• [Supplied information]
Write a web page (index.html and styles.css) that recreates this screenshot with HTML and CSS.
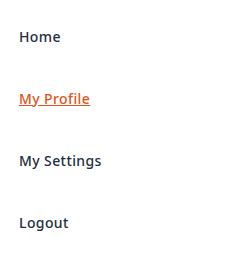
FILE: index.html
```html
<!DOCTYPE html>
<html lang="en">
<head>
    <meta charset="UTF-8">
    <meta name="viewport" content="width=device-width, initial-scale=1.0">
    <title>Menu</title>
    <link rel="stylesheet" href="styles.css">
</head>
<body>
    <ul class="menu">
        <li class="menu-item"><a href="#">Home</a></li>
        <li class="menu-item active"><a href="#">My Profile</a></li>
        <li class="menu-item"><a href="#">My Settings</a></li>
        <li class="menu-item"><a href="#">Logout</a></li>
    </ul>
</body>
</html>
```

FILE: styles.css
```css
body {
    font-family: 'Noto Sans', sans-serif;
    margin: 0;
    padding: 0;
    background-color: #fff;
    color: #232f3e;
}

.menu {
    list-style: none;
    margin: 0;
    padding: 27px 0 0 19px;
    display: flex;
    flex-direction: column;
    gap: 42px;
}

.menu-item {
    font-size: 14px;
    font-weight: 500;
    line-height: 20px;
    letter-spacing: 0.4px;
}

.menu-item a {
    color: #232f3e;
    text-decoration: none;
}

.menu-item.active a {
    color: #e0561a;
    text-decoration: underline;
}
```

• [Requirement] Retype the listing exactly. Pictures do not belong in the copy.

• [Written solution]
Write a web page (index.html and styles.css) that recreates this screenshot with HTML and CSS.
FILE: index.html
```html
<!DOCTYPE html>
<html lang="en">
<head>
    <meta charset="UTF-8">
    <meta name="viewport" content="width=device-width, initial-scale=1.0">
    <title>Menu</title>
    <link rel="stylesheet" href="styles.css">
</head>
<body>
    <ul class="menu">
        <li class="menu-item"><a href="#">Home</a></li>
        <li class="menu-item active"><a href="#">My Profile</a></li>
        <li class="menu-item"><a href="#">My Settings</a></li>
        <li class="menu-item"><a href="#">Logout</a></li>
    </ul>
</body>
</html>
```

FILE: styles.css
```css
body {
    font-family: 'Noto Sans', sans-serif;
    margin: 0;
    padding: 0;
    background-color: #fff;
    color: #232f3e;
}

.menu {
    list-style: none;
    margin: 0;
    padding: 27px 0 0 19px;
    display: flex;
    flex-direction: column;
    gap: 42px;
}

.menu-item {
    font-size: 14px;
    font-weight: 500;
    line-height: 20px;
    letter-spacing: 0.4px;
}

.menu-item a {
    color: #232f3e;
    text-decoration: none;
}

.menu-item.active a {
    color: #e0561a;
    text-decoration: underline;
}
```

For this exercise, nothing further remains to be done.